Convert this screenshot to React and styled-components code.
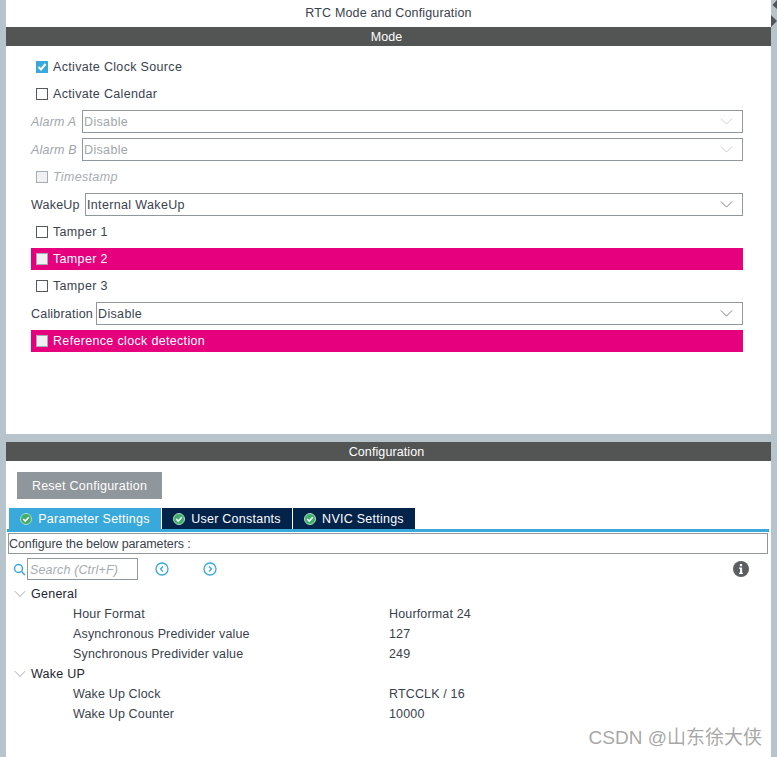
import React from 'react';
import styled, { createGlobalStyle } from 'styled-components';

const GlobalStyle = createGlobalStyle`
  html, body {
    margin: 0;
    padding: 0;
    background: #b7c4cb;
  }
  body {
    font-family: 'Liberation Sans', Arial, sans-serif;
    font-size: 12.5px;
    color: #39424e;
  }
`;

const Page = styled.div`
  position: relative;
  width: 777px;
  height: 757px;
  overflow: hidden;
  padding: 0 6px;
  box-sizing: border-box;
`;

const Title = styled.div`
  height: 27px;
  background: #fff;
  line-height: 26px;
  text-align: center;
  letter-spacing: 0.15px;
`;

const Header = styled.div`
  height: 19px;
  line-height: 20px;
  background: #525554;
  color: #fff;
  text-align: center;
  padding-right: 4px;
  letter-spacing: 0.1px;
`;

const ModePanel = styled.div`
  height: 388px;
  background: #fff;
  box-sizing: border-box;
  padding: 10px 28px 0 25px;
  margin-bottom: 8px;
  display: flex;
  flex-direction: column;
  gap: 5px;
`;

const Row = styled.div`
  min-height: 22px;
  display: flex;
  align-items: center;
  flex-shrink: 0;
  padding-left: ${(p) => (p.$check ? '5px' : '0')};
  background: ${(p) => (p.$alert ? '#e6007e' : 'transparent')};
  color: ${(p) => (p.$alert ? '#fff' : '#39424e')};
`;

const Box = styled.span`
  width: 12px;
  height: 12px;
  box-sizing: border-box;
  margin-right: 5px;
  flex-shrink: 0;
  display: flex;
  align-items: center;
  justify-content: center;
  border: 1px solid ${(p) => (p.$checked ? '#39a9dc' : p.$muted ? '#a5acb1' : '#55595c')};
  background: ${(p) => (p.$checked ? '#39a9dc' : p.$muted ? '#f0f1f2' : '#fff')};
`;

const CheckLabel = styled.span`
  letter-spacing: 0.33px;
  font-style: ${(p) => (p.$muted ? 'italic' : 'normal')};
  color: ${(p) => (p.$muted ? '#a5acb1' : 'inherit')};
`;

const SelectLabel = styled.span`
  width: ${(p) => p.$width}px;
  flex-shrink: 0;
  white-space: nowrap;
  letter-spacing: 0.2px;
  font-style: ${(p) => (p.$muted ? 'italic' : 'normal')};
  color: ${(p) => (p.$muted ? '#9fa6ab' : 'inherit')};
`;

const Select = styled.div`
  flex: 1;
  height: 23px;
  box-sizing: border-box;
  border: 1px solid #90989e;
  padding: 0 9px 0 1px;
  display: flex;
  align-items: center;
  justify-content: space-between;
  letter-spacing: 0.35px;
  color: ${(p) => (p.$muted ? '#9fa6ab' : '#39424e')};
`;

const Config = styled.div`
  height: 296px;
  background: #fff;
  padding-top: 11px;
  box-sizing: border-box;
`;

const ResetButton = styled.div`
  width: 145px;
  height: 27px;
  margin-left: 11px;
  background: #8f969c;
  color: #fff;
  line-height: 28px;
  text-align: center;
  letter-spacing: 0.25px;
`;

const Tabs = styled.div`
  display: flex;
  gap: 1px;
  margin: 9px 2px 0 1px;
  padding-left: 2px;
  border-bottom: 3px solid #39a9dc;
  height: 21px;
`;

const Tab = styled.div`
  width: ${(p) => p.$width}px;
  display: flex;
  align-items: center;
  justify-content: center;
  gap: 6px;
  background: ${(p) => (p.$active ? '#39a9dc' : '#03234b')};
  color: #fff;
  letter-spacing: 0.25px;
`;

const ParamsNote = styled.div`
  height: 21px;
  margin: 1px 3px 0 2px;
  box-sizing: border-box;
  border: 1px solid #90989e;
  line-height: 20px;
  letter-spacing: -0.1px;
`;

const SearchBar = styled.div`
  display: flex;
  align-items: center;
  height: 22px;
  margin-top: 4px;
  padding-left: 7px;
`;

const SearchBox = styled.div`
  width: 111px;
  height: 22px;
  box-sizing: border-box;
  border: 1px solid #90989e;
  margin-left: 1px;
  padding-left: 2px;
  line-height: 22px;
  font-style: italic;
  color: #a5acb1;
  letter-spacing: 0.15px;
`;

const NavIcon = styled.svg`
  margin-left: ${(p) => p.$gap}px;
  flex-shrink: 0;
`;

const InfoIcon = styled.svg`
  margin-left: auto;
  margin-right: 22px;
`;

const Tree = styled.div`
  margin-top: 4px;
`;

const GroupRow = styled.div`
  height: 20px;
  display: flex;
  align-items: center;
  padding-left: 8px;
  gap: 5px;
  color: #1c2530;
  letter-spacing: 0.25px;
`;

const ParamRow = styled.div`
  height: 20px;
  display: grid;
  grid-template-columns: 316px 1fr;
  align-items: center;
  padding-left: 67px;
  letter-spacing: 0.15px;
`;

const Watermark = styled.div`
  position: absolute;
  right: 15px;
  bottom: 7px;
  font-family: 'Liberation Sans', 'Noto Sans CJK SC', sans-serif;
  font-size: 19px;
  line-height: 24px;
  color: rgba(90, 90, 90, 0.55);
`;

const Arrows = styled.svg`
  position: absolute;
  top: 0;
  right: 0;
`;

const Chevron = ({ color = '#90989e', size = 15 }) => (
  <svg width={size} height={size} viewBox="0 0 15 15" fill="none" stroke={color} strokeWidth="1">
    <path d="M1 4l6.5 6.5L14 4" />
  </svg>
);

const Check = () => (
  <svg width="10" height="10" viewBox="0 0 10 10" fill="none" stroke="#fff" strokeWidth="2">
    <path d="M1.5 5l2.5 2.5L8.5 2" />
  </svg>
);

const TabCheck = () => (
  <svg width="12" height="12" viewBox="0 0 12 12">
    <circle cx="6" cy="6" r="5.5" fill="#3fae6b" stroke="#a9dcc0" strokeWidth="1" />
    <path d="M3.2 6l2 2 3.6-3.7" fill="none" stroke="#fff" strokeWidth="1.6" />
  </svg>
);

const CheckRow = ({ label, checked, muted, alert }) => (
  <Row $check $alert={alert}>
    <Box $checked={checked} $muted={muted || alert}>{checked && <Check />}</Box>
    <CheckLabel $muted={muted}>{label}</CheckLabel>
  </Row>
);

const SelectRow = ({ label, value, muted, labelWidth }) => (
  <Row>
    <SelectLabel $muted={muted} $width={labelWidth}>{label}</SelectLabel>
    <Select $muted={muted}>
      {value}
      <Chevron color={muted ? '#c5cacd' : '#6d7479'} size={13} />
    </Select>
  </Row>
);

const params = [
  { group: 'General', items: [['Hour Format', 'Hourformat 24'], ['Asynchronous Predivider value', '127'], ['Synchronous Predivider value', '249']] },
  { group: 'Wake UP', items: [['Wake Up Clock', 'RTCCLK / 16'], ['Wake Up Counter', '10000']] },
];

const App = () => (
  <Page>
    <GlobalStyle />
    <Title>RTC Mode and Configuration</Title>
    <Header>Mode</Header>
    <ModePanel>
      <CheckRow label="Activate Clock Source" checked />
      <CheckRow label="Activate Calendar" />
      <SelectRow label="Alarm A" value="Disable" muted labelWidth={51} />
      <SelectRow label="Alarm B" value="Disable" muted labelWidth={51} />
      <CheckRow label="Timestamp" muted />
      <SelectRow label="WakeUp" value="Internal WakeUp" labelWidth={54} />
      <CheckRow label="Tamper 1" />
      <CheckRow label="Tamper 2" alert />
      <CheckRow label="Tamper 3" />
      <SelectRow label="Calibration" value="Disable" labelWidth={65} />
      <CheckRow label="Reference clock detection" alert />
    </ModePanel>
    <Header>Configuration</Header>
    <Config>
      <ResetButton>Reset Configuration</ResetButton>
      <Tabs>
        <Tab $active $width={152}><TabCheck />Parameter Settings</Tab>
        <Tab $width={130}><TabCheck />User Constants</Tab>
        <Tab $width={122}><TabCheck />NVIC Settings</Tab>
      </Tabs>
      <ParamsNote>Configure the below parameters :</ParamsNote>
      <SearchBar>
        <svg width="13" height="13" viewBox="0 0 13 13" fill="none" stroke="#39a9dc" strokeWidth="1.5">
          <circle cx="5.5" cy="5.5" r="4" />
          <path d="M8.5 8.5l3.5 3.5" />
        </svg>
        <SearchBox>Search (Ctrl+F)</SearchBox>
        <NavIcon $gap={17} width="14" height="14" viewBox="0 0 14 14" fill="none" stroke="#39a9dc" strokeWidth="1.3">
          <circle cx="7" cy="7" r="6" />
          <path d="M8 4.5L5.5 7 8 9.5" />
        </NavIcon>
        <NavIcon $gap={34} width="14" height="14" viewBox="0 0 14 14" fill="none" stroke="#39a9dc" strokeWidth="1.3">
          <circle cx="7" cy="7" r="6" />
          <path d="M6 4.5L8.5 7 6 9.5" />
        </NavIcon>
        <InfoIcon width="16" height="16" viewBox="0 0 16 16">
          <circle cx="8" cy="8" r="8" fill="#5b5f62" />
          <rect x="6.9" y="3" width="2.2" height="2.2" fill="#fff" />
          <path d="M6 6.5h3.1v5.2H10v1.3H6v-1.3h1V7.8H6z" fill="#fff" />
        </InfoIcon>
      </SearchBar>
      <Tree>
        {params.map((g) => (
          <React.Fragment key={g.group}>
            <GroupRow>
              <Chevron size={12} />
              {g.group}
            </GroupRow>
            {g.items.map(([name, value]) => (
              <ParamRow key={name}>
                <span>{name}</span>
                <span>{value}</span>
              </ParamRow>
            ))}
          </React.Fragment>
        ))}
      </Tree>
    </Config>
    <Arrows width="6" height="30" viewBox="0 0 6 30">
      <path d="M6 0v9L1.5 5z M0 15l6 6-6 6z" fill="#525554" />
    </Arrows>
    <Watermark>CSDN @山东徐大侠</Watermark>
  </Page>
);

export default App;
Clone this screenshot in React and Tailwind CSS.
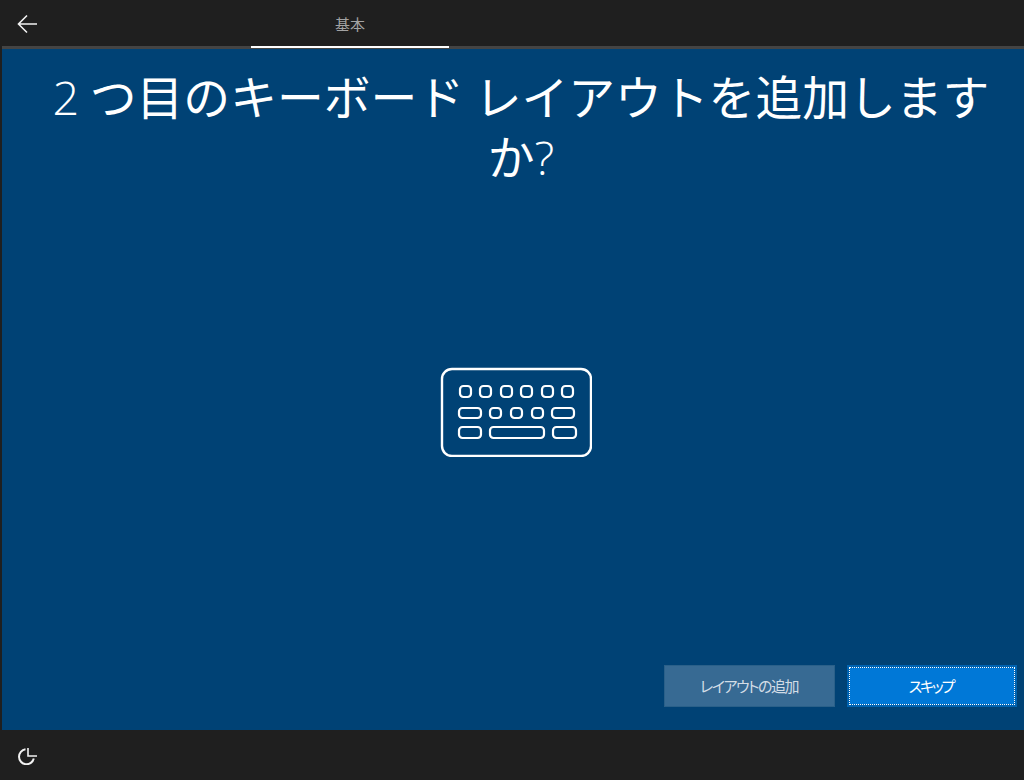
const jp = { fontFamily: '"Noto Sans CJK JP", "Noto Sans", sans-serif' };
const latin = { fontFamily: '"Open Sans", "Noto Sans", sans-serif' };

function Keyboard() {
  const r = (x, y, w, h, rx = 3.5) => <rect x={x} y={y} width={w} height={h} rx={rx} />;
  return (
    <svg width="152" height="90" viewBox="0 0 152 90" fill="none" stroke="white" strokeWidth="2.2">
      <rect x="2" y="2" width="149" height="87" rx="10" strokeWidth="2.4" />
      {[20, 40, 61, 81, 102, 122].map((x) => <g key={x}>{r(x, 19, 11, 11)}</g>)}
      {r(19, 41, 22, 10)}
      {[50, 71, 92].map((x) => <g key={x}>{r(x, 41, 11, 10)}</g>)}
      {r(112, 41, 22, 10)}
      {r(19, 60, 22, 11)}
      {r(50, 60, 54, 11)}
      {r(113, 60, 23, 11)}
    </svg>
  );
}

export default function App() {
  return (
    <div className="w-[1024px] h-[780px] flex flex-col bg-[#1f1f1f] overflow-hidden pl-[2px] pb-[2px]" style={jp}>
      <header className="h-[49px] shrink-0 flex flex-col bg-[#1f1f1f]">
        <div className="flex-1 relative flex">
          <button className="absolute left-[15px] top-[14px] text-white">
            <svg width="22" height="20" viewBox="0 0 22 20" fill="none" stroke="#f2f2f2" strokeWidth="1.6">
              <path d="M1.5 10H20M10 1.5L1.5 10L10 18.5" />
            </svg>
          </button>
          <div className="w-[198px] ml-[249px] flex items-center justify-center text-[15px] text-[#a3a3a3] pt-[3px]">基本</div>
        </div>
        <div className="h-[3px] bg-[#444444] flex">
          <div className="w-[198px] ml-[249px] h-[2px] bg-white" />
        </div>
      </header>
      <main className="flex-1 flex flex-col bg-[#004275] text-white min-h-0">
        <h1 className="mt-[17px] ml-[48px] mr-[32px] text-center text-[46.8px] leading-[57px] font-normal">
          <span className="font-light" style={latin}>2</span> つ目のキーボード レイアウトを追加します か<span className="font-light" style={latin}>?</span>
        </h1>
        <div className="flex-1 flex items-center justify-center pb-[27px] pl-[5px]">
          <Keyboard />
        </div>
        <div className="flex justify-end gap-[12px] pr-[7px] pb-[23px]">
          <button className="w-[171px] h-[42px] pr-[1px] bg-[#376a93] border border-[#2a6089] text-[15px] [font-feature-settings:'palt'] tracking-[-1.5px] text-[#d3dde6]">レイアウトの追加</button>
          <button className="w-[170px] h-[42px] pr-[2px] bg-[#0078d7] border-[3px] border-[#0063b1] outline-1 outline-dotted outline-white outline-offset-[-3px] text-[15px] [font-feature-settings:'palt'] tracking-[-2.2px] text-white">スキップ</button>
        </div>
      </main>
      <footer className="h-[48px] shrink-0 flex items-center pl-[16px] bg-[#1f1f1f]">
        <svg width="22" height="22" viewBox="0 0 22 22" fill="none" stroke="#f2f2f2" strokeWidth="2">
          <path d="M7.5 6.3A7.5 7.5 0 1 0 15.8 15.5" />
          <path d="M10 5V13H19" strokeWidth="1.6" />
        </svg>
      </footer>
    </div>
  );
}
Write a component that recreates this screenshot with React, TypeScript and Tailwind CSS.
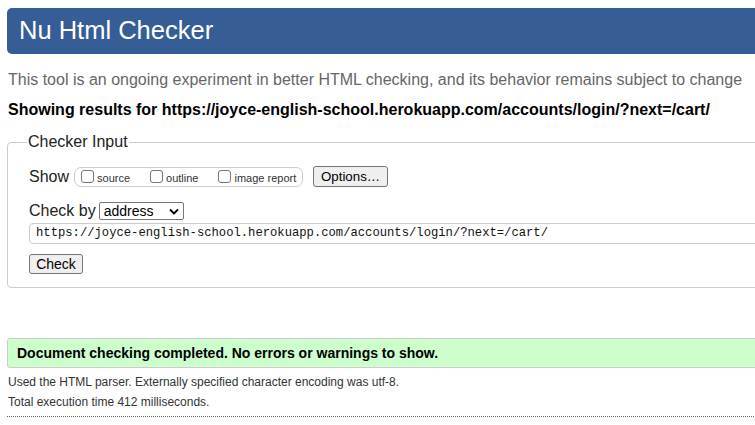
import { type FC } from 'react';

const URL = 'https://joyce-english-school.herokuapp.com/accounts/login/?next=/cart/';

const Check: FC<{ label: string }> = ({ label }) => (
  <label className="flex items-end gap-[3px] whitespace-nowrap text-[11px] leading-[12px] text-[#333]">
    <span className="mb-[1px] inline-block h-[13px] w-[13px] rounded-[3px] border border-[#767676] bg-white" />
    {label}
  </label>
);

const App: FC = () => {
  return (
    <div className="h-[425px] w-[755px] overflow-hidden bg-white font-['Liberation_Sans',Arial,sans-serif] text-black">
      <div className="w-[820px] pl-[7px] pt-[8px]">
        <header className="flex h-[46px] items-center rounded-[5px] bg-[#365d95] pl-[12px]">
          <h1 className="text-[25.5px] leading-none text-white">Nu Html Checker</h1>
        </header>

        <p className="mt-[17px] pl-[1px] text-[16px] leading-[18px] text-[#666]">
          This tool is an ongoing experiment in better HTML checking, and its behavior remains subject to change
        </p>
        <p className="mt-[12px] pl-[1px] text-[16px] font-bold leading-[18px]">
          Showing results for {URL}
        </p>

        <fieldset className="mt-[14px] h-[155px] rounded-[4px] border border-[#ccc] px-[21px] pb-0">
          <legend className="-ml-[2px] px-[1px] text-[16px] leading-[18px] text-[#222]">Checker Input</legend>

          <div className="mt-[15px] flex items-center">
            <span className="text-[16px] leading-[18px] text-[#222]">Show</span>
            <div className="ml-[5px] flex h-[20px] w-[229px] items-center gap-[20px] rounded-[7px] border border-[#ccc] pl-[6px]">
              <Check label="source" />
              <Check label="outline" />
              <Check label="image report" />
            </div>
            <button
              type="button"
              className="ml-[10px] h-[21px] w-[75px] rounded-[3px] border border-[#767676] bg-[#efefef] text-[13.3px] leading-none text-black"
            >
              Options…
            </button>
          </div>

          <div className="mt-[15px] flex items-center">
            <span className="text-[16px] leading-[18px] text-[#222]">Check by</span>
            <div className="ml-[3px] flex h-[18px] w-[85px] items-center justify-between rounded-[2px] border border-[#767676] bg-white pl-[4px] pr-[4px]">
              <span className="text-[14px] leading-none">address</span>
              <svg width="10" height="7" viewBox="0 0 10 7" className="mt-[1px]">
                <path d="M1 1.5 L5 5.5 L9 1.5" fill="none" stroke="#000" strokeWidth="1.8" />
              </svg>
            </div>
          </div>

          <div className="mt-[3px] flex h-[21px] items-center rounded-[4px] border border-[#ccc] pl-[6px]">
            <span className="font-['Liberation_Mono',monospace] text-[12.2px] leading-none text-[#111]">{URL}</span>
          </div>

          <button
            type="button"
            className="mt-[10px] h-[20px] w-[54px] rounded-[3px] border border-[#767676] bg-[#efefef] text-[14px] leading-none"
          >
            Check
          </button>
        </fieldset>

        <div className="mt-[50px] flex h-[30px] items-center rounded-[3px] border border-[#ccc] bg-[#ccffcc] pl-[9px]">
          <span className="text-[14px] font-bold leading-none">Document checking completed. No errors or warnings to show.</span>
        </div>

        <p className="mt-[7px] pl-[1px] text-[12px] leading-[14px] text-[#333]">
          Used the HTML parser. Externally specified character encoding was utf-8.
        </p>
        <p className="mt-[6px] pl-[1px] text-[12px] leading-[14px] text-[#333]">
          Total execution time 412 milliseconds.
        </p>
        <div className="mt-[7px] border-t border-dotted border-[#666]" />
      </div>
    </div>
  );
};

export default App;
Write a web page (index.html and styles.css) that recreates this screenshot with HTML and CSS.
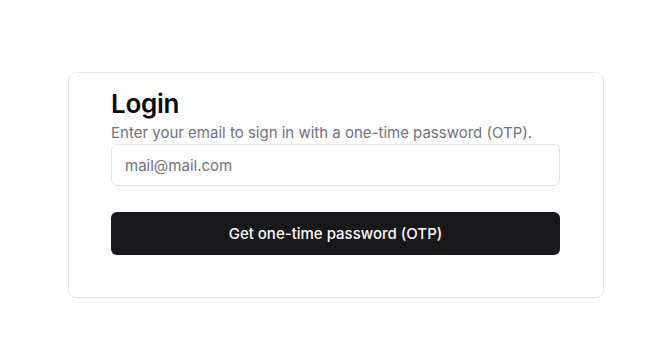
FILE: index.html
```html
<!DOCTYPE html>
<html lang="en">

<head>
    <meta charset="UTF-8">
    <meta name="viewport" content="width=device-width, initial-scale=1.0">
    <title>Login</title>
    <link rel="stylesheet" href="styles.css">
</head>

<body>
    <div class="page">
        <div class="card">
            <h1 class="title">Login</h1>
            <p class="subtitle">Enter your email to sign in with a one-time password (OTP).</p>
            <form class="form">
                <input class="input" type="email" placeholder="mail@mail.com">
                <button class="button" type="button">Get one-time password (OTP)</button>
            </form>
        </div>
    </div>
</body>

</html>
```

FILE: styles.css
```css
html,
body {
    margin: 0;
    height: 100%;
    background: #fff;
}

body {
    font-family: Inter, "Noto Sans", sans-serif;
    color: #09090b;
}

.page {
    display: flex;
    justify-content: center;
    padding: 72px 0 0 2px;
}

.card {
    width: 449px;
    padding: 16px 43px 42px 42px;
    border: 1px solid #e4e4e7;
    border-radius: 8px;
}

.title {
    margin: 0;
    font-size: 26px;
    font-weight: 600;
    line-height: 30px;
    letter-spacing: -0.3px;
}

.subtitle {
    margin: 4px 0 0;
    font-size: 15px;
    line-height: 20px;
    color: #71717a;
}

.form {
    display: flex;
    flex-direction: column;
    gap: 26px;
    margin-top: 1px;
}

.input {
    box-sizing: border-box;
    height: 42px;
    padding: 0 13px;
    border: 1px solid #e4e4e7;
    border-radius: 6px;
    font-family: inherit;
    font-size: 15px;
    color: #09090b;
    outline: none;
}

.input::placeholder {
    color: #71717a;
}

.button {
    height: 43px;
    border: none;
    border-radius: 6px;
    background: #18181b;
    color: #fafafa;
    font-family: inherit;
    font-size: 15px;
    font-weight: 500;
    cursor: pointer;
}
```
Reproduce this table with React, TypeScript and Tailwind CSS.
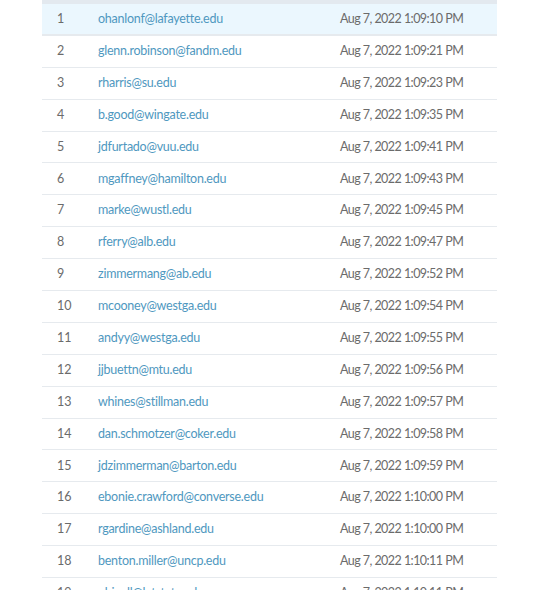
import type React from "react";

type Signup = { email: string; time: string };

const signups: Signup[] = [
  { email: "ohanlonf@lafayette.edu", time: "1:09:10 PM" },
  { email: "glenn.robinson@fandm.edu", time: "1:09:21 PM" },
  { email: "rharris@su.edu", time: "1:09:23 PM" },
  { email: "b.good@wingate.edu", time: "1:09:35 PM" },
  { email: "jdfurtado@vuu.edu", time: "1:09:41 PM" },
  { email: "mgaffney@hamilton.edu", time: "1:09:43 PM" },
  { email: "marke@wustl.edu", time: "1:09:45 PM" },
  { email: "rferry@alb.edu", time: "1:09:47 PM" },
  { email: "zimmermang@ab.edu", time: "1:09:52 PM" },
  { email: "mcooney@westga.edu", time: "1:09:54 PM" },
  { email: "andyy@westga.edu", time: "1:09:55 PM" },
  { email: "jjbuettn@mtu.edu", time: "1:09:56 PM" },
  { email: "whines@stillman.edu", time: "1:09:57 PM" },
  { email: "dan.schmotzer@coker.edu", time: "1:09:58 PM" },
  { email: "jdzimmerman@barton.edu", time: "1:09:59 PM" },
  { email: "ebonie.crawford@converse.edu", time: "1:10:00 PM" },
  { email: "rgardine@ashland.edu", time: "1:10:00 PM" },
  { email: "benton.miller@uncp.edu", time: "1:10:11 PM" },
  { email: "ohinall@latstate.edu", time: "1:10:11 PM" },
];

const Row = ({ index, signup }: { index: number; signup: Signup }) => (
  <div
    className={`grid h-[31.9px] grid-cols-[56px_242px_1fr] items-center border-b border-[#e6eaee] ${
      index === 0 ? "bg-[#ebf7fe] border-b-2" : "bg-white"
    }`}
  >
    <span className="pl-[15px] text-[#6b6b6b]">{index + 1}</span>
    <a className="tracking-[-0.25px] text-[#4f98c0]" href="#">
      {signup.email}
    </a>
    <span className="tracking-[-0.55px] text-[#6b6b6b]">
      Aug 7, 2022 {signup.time}
    </span>
  </div>
);

export default function App(): React.ReactElement {
  return (
    <div className="h-[590px] w-[533px] overflow-hidden bg-white font-['Lato',sans-serif] text-[12.5px]">
      <div className="ml-[42px] w-[455px]">
        <div className="h-[4px] bg-[#e3e9ef]" />
        {signups.map((signup, i) => (
          <Row index={i} key={signup.email} signup={signup} />
        ))}
      </div>
    </div>
  );
}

### What is asked
Give again, word for word, only the lines starting at the line with "Reproduce this table" and ending at the line with "string; time: string", keeping both end lines; pictures stay out.

### Exercise response
Reproduce this table with React, TypeScript and Tailwind CSS.
import type React from "react";

type Signup = { email: string; time: string };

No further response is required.